● GIVEN TASK
Each line that includes "components" counts once; give the total and nothing besides.

· · · · · · ·

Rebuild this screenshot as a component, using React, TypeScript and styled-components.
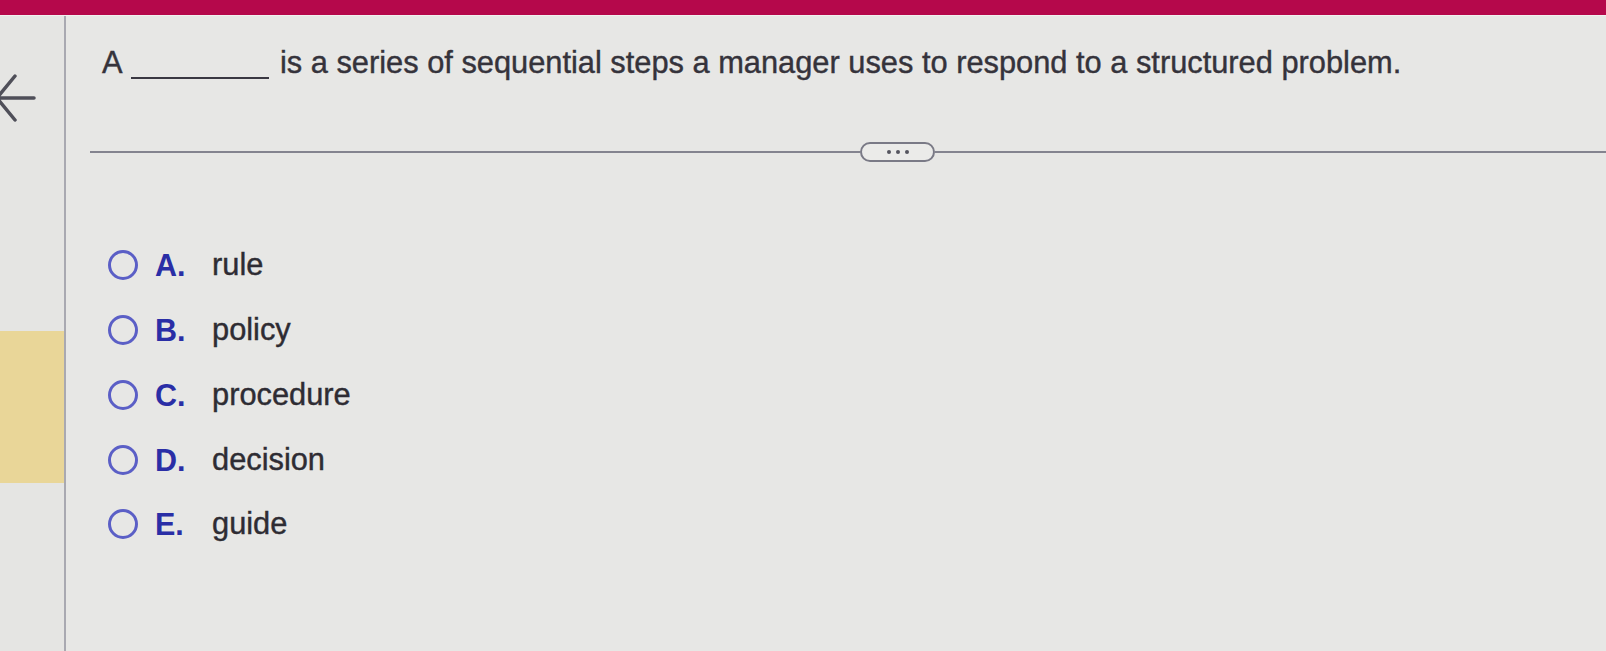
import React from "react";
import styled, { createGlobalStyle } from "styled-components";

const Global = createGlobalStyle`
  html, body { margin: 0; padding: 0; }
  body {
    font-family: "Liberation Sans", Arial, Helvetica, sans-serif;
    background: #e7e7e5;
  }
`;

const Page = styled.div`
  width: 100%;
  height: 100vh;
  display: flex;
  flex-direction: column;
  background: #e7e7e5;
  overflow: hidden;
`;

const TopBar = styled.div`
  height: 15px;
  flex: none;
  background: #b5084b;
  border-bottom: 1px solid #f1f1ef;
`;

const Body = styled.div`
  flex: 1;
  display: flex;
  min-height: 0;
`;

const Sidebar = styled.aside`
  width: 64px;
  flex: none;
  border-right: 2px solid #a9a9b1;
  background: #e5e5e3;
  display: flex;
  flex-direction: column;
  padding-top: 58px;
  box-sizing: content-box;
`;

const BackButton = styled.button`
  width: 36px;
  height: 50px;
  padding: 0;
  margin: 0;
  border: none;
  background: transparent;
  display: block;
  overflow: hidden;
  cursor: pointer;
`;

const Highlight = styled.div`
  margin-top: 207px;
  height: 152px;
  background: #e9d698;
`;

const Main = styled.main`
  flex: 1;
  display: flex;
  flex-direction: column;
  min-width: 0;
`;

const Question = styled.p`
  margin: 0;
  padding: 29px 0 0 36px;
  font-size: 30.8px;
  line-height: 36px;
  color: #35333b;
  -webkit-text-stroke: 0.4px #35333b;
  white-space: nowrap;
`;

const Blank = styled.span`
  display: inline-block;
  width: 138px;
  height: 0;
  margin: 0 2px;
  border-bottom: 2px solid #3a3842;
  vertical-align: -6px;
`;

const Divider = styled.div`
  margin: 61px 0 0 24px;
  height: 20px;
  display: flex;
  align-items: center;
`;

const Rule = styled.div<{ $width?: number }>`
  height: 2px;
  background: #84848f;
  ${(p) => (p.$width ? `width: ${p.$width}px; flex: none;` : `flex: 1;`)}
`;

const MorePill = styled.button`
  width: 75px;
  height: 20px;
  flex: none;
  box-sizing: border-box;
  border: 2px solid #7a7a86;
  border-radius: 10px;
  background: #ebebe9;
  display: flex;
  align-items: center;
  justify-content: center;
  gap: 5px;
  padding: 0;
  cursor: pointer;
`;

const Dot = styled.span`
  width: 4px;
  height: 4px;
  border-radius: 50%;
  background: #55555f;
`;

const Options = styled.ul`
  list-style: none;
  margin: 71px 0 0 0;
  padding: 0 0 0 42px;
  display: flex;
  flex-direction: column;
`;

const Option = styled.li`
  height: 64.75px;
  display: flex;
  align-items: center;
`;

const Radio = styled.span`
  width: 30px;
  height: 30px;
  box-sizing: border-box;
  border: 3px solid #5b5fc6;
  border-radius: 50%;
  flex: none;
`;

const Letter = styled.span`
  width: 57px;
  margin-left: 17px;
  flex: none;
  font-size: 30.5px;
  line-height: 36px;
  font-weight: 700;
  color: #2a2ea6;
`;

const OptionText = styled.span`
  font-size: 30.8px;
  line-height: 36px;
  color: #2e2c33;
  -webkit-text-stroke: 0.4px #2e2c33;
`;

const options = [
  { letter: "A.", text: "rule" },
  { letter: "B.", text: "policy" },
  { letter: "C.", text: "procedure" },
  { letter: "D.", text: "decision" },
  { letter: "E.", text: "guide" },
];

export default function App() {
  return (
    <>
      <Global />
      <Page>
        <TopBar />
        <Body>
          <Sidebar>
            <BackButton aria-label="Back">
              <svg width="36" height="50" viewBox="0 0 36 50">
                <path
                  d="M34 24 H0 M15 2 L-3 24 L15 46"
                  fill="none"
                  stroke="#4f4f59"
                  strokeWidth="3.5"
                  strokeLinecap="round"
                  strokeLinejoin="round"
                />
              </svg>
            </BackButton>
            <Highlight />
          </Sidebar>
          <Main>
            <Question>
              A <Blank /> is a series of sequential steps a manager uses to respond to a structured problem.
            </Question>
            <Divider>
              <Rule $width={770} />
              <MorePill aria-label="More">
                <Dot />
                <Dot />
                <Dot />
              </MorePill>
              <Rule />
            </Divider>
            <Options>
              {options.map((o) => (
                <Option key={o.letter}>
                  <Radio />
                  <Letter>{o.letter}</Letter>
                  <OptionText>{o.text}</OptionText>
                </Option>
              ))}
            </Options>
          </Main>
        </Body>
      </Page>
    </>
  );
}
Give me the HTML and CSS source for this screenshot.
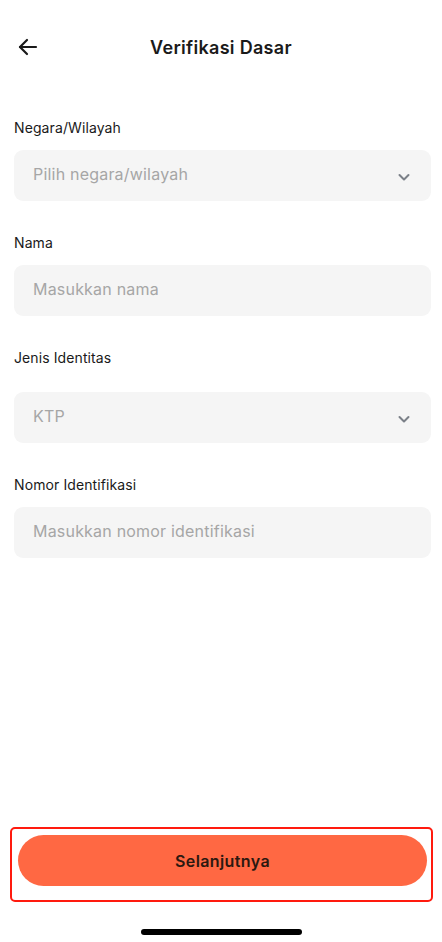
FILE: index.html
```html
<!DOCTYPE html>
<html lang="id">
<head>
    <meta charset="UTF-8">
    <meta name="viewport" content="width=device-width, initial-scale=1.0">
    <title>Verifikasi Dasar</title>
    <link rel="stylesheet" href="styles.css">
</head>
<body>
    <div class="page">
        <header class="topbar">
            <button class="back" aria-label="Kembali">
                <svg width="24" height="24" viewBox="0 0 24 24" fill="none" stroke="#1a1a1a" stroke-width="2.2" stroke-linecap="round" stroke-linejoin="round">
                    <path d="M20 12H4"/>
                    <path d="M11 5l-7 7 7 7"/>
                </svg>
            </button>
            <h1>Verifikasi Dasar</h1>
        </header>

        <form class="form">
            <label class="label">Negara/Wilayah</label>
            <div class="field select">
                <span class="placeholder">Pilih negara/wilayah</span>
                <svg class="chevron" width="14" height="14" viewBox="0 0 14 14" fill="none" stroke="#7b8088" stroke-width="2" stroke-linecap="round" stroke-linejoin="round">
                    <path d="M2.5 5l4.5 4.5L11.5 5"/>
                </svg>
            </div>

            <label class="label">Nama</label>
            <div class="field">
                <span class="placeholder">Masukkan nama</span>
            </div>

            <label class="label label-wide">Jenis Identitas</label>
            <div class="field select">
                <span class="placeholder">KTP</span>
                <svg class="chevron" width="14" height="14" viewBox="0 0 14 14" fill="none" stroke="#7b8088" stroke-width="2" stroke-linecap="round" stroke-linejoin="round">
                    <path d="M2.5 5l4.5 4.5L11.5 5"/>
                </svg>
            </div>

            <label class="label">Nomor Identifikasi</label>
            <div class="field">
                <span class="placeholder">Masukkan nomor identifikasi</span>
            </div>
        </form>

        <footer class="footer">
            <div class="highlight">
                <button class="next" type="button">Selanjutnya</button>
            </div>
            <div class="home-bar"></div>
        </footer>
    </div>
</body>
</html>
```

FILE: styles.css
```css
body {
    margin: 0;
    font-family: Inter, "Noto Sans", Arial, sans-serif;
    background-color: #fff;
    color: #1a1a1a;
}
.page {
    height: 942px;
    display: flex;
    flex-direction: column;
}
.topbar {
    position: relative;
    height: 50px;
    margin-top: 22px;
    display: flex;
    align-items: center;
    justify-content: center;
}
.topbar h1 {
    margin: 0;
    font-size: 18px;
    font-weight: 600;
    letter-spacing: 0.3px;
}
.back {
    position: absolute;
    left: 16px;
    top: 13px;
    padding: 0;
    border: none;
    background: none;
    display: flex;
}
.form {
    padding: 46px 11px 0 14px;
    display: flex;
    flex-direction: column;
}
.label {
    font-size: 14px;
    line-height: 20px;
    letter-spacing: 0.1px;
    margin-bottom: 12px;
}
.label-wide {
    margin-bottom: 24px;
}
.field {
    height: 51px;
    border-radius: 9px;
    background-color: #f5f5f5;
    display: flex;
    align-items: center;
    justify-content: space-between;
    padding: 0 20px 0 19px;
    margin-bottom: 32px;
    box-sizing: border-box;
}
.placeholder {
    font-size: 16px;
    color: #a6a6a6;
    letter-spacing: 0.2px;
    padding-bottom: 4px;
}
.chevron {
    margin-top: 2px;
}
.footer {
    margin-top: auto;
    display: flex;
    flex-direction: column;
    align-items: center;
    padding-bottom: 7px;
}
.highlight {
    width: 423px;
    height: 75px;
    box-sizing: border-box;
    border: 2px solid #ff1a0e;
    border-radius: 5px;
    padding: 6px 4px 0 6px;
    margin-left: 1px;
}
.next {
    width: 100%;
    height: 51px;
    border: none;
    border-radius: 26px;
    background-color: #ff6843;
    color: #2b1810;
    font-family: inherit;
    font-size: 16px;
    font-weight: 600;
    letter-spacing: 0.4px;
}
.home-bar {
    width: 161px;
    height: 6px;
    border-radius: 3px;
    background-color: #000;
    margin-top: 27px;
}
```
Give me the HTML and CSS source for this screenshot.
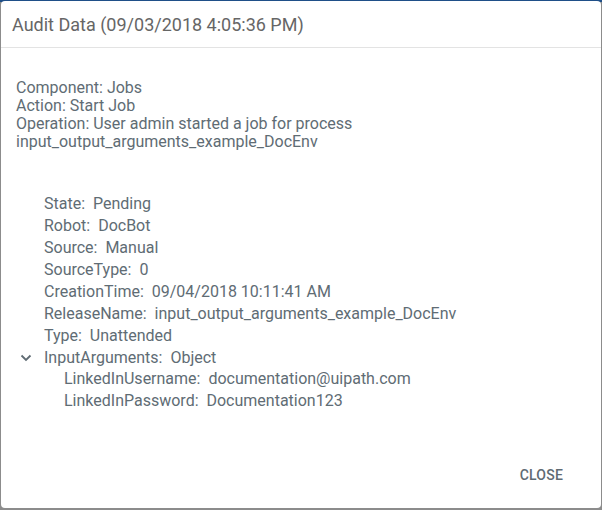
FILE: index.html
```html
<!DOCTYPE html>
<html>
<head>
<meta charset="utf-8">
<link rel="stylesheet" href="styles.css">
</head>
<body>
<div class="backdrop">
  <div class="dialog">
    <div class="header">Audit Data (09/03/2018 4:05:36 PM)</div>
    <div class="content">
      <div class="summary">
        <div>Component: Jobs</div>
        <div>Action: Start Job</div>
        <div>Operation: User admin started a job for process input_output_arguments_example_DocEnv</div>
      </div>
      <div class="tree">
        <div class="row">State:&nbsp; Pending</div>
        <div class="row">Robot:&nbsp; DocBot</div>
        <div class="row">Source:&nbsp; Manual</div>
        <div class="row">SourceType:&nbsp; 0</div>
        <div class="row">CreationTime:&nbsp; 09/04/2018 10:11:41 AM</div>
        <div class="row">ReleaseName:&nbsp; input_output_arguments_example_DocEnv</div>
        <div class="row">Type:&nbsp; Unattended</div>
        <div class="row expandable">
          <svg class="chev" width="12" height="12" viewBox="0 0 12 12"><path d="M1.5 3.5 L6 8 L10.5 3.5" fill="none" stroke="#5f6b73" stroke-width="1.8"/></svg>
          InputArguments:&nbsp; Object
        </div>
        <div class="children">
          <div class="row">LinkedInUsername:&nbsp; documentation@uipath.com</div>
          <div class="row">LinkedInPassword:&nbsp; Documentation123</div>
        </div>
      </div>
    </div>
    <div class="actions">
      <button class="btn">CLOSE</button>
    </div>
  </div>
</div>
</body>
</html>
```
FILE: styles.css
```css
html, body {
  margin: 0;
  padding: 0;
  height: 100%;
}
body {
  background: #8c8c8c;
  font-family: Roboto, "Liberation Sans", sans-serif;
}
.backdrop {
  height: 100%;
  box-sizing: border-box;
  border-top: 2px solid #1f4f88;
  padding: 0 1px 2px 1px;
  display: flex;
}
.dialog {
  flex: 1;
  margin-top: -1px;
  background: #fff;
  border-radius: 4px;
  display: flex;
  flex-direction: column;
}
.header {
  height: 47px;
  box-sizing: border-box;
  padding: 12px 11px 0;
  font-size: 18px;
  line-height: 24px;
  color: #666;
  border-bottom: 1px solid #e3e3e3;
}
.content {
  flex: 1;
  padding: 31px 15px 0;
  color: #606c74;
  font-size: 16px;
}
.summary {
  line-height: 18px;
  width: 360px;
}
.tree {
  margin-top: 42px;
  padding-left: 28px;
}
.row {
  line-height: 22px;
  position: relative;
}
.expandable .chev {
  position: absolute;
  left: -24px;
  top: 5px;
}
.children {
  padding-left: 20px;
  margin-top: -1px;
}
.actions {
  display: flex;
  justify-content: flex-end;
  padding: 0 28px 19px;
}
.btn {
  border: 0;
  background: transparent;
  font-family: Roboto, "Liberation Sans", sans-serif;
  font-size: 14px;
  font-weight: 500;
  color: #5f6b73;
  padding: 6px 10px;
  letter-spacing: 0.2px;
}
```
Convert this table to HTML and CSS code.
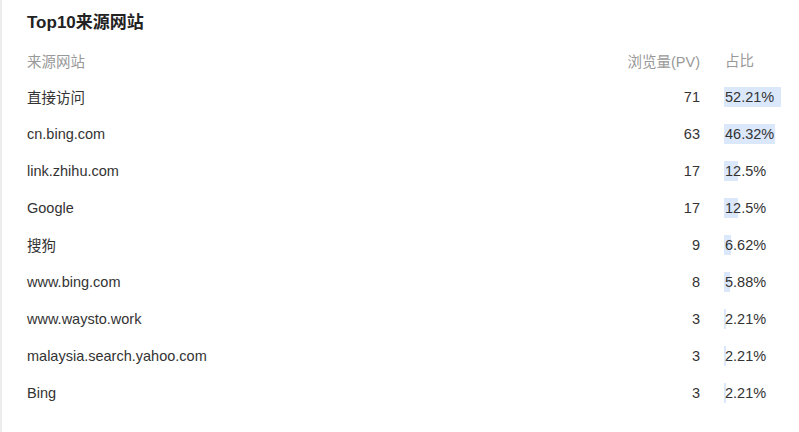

· · · · · · ·

● RESPONSE
2